You would think that if I can find this on the web a Cabinet Minister should be able to ask their Private Office to have it checked out, wouldn't you?

Back to Dizzy Dessie. He argues that abolishing Council Tax and introducing LIT instead would make Scotland the highest taxed part of the UK. Erm, no. removing one tax and replacing it with another does not automatically increase the overall tax take (how long has Labour been 'running' the country?) I might be getting old, but I remember a Labour party that once believed in taxation based on the ability to pay - apparently not any more. How much more pain have the poorest in our society to suffer before Labour relents? 12% of Scotland's taxpayers - the poorest 12% - have just seen their income tax bill double thanks to Labour's budget.

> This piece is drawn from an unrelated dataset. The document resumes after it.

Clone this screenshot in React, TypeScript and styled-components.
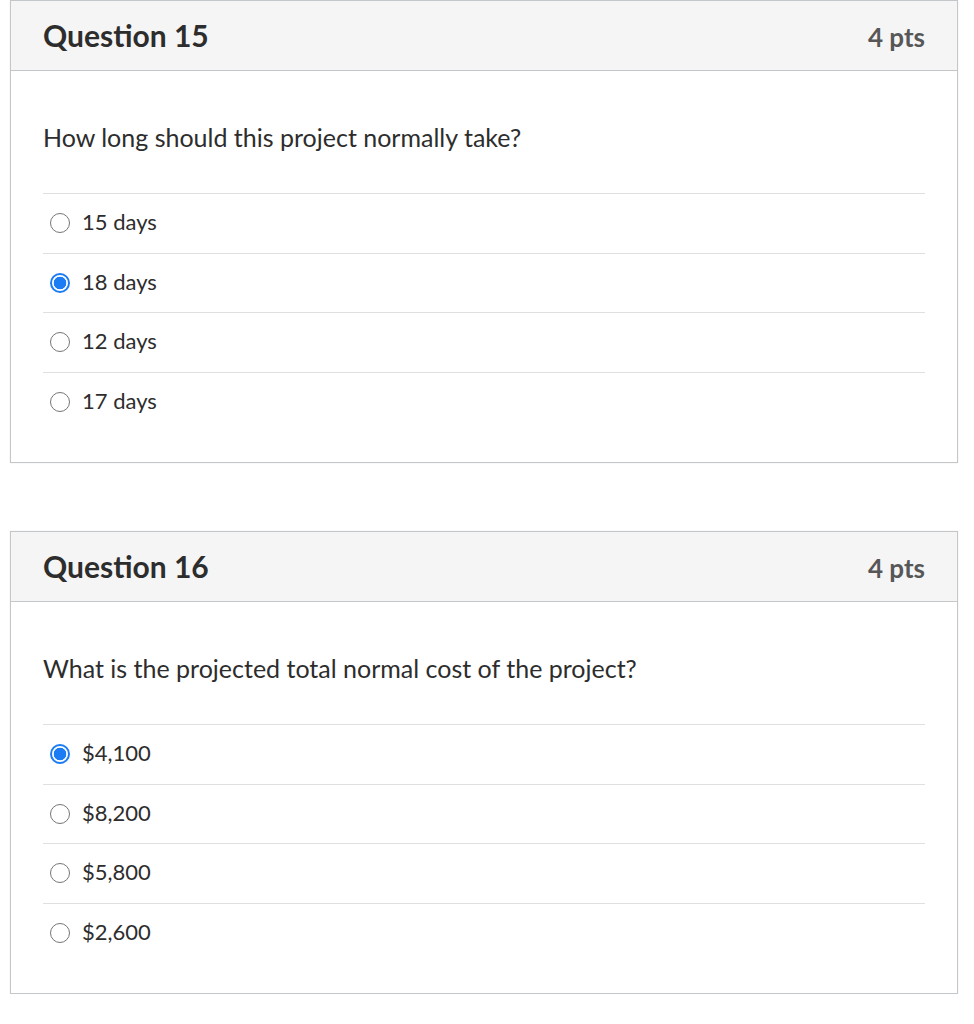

Just a couple more points. Early in his homily, Desmond preaches about
the SNP is the only level of government with any interest in Scotland

Much as I think that Scotland's Party is the party with Scotland's best interests at heart, our members would never think about the party being a 'level of government' - perhaps that reveals something about the arrogance of the Labour party?

The other thing is Dessie-baby's assertion that the SNP Government is 'beginning to wear thin amongst Scots' - I wonder why opinion polls keep going in the other direction if Des is correct? Perhaps he's just wrong?

I'd just like to apologise to everyone connected with the sitcom Desmonds - the pun was too good to miss, but no-one should be associated with the Labour farce against their will.

I will note, though, that the SNP Scottish Government has now come under attack from 4 Westminster Ministers - Gordon Brown, Des Browne, Yvette Cooper and David Cairns - in the past couple of weeks. Is this a tacit admission that Wendy Alexander simply isn't up to it?

As Des Browne signed off, "It's time they got on with governing rather than fostering grievance." Yup, they get paid enough.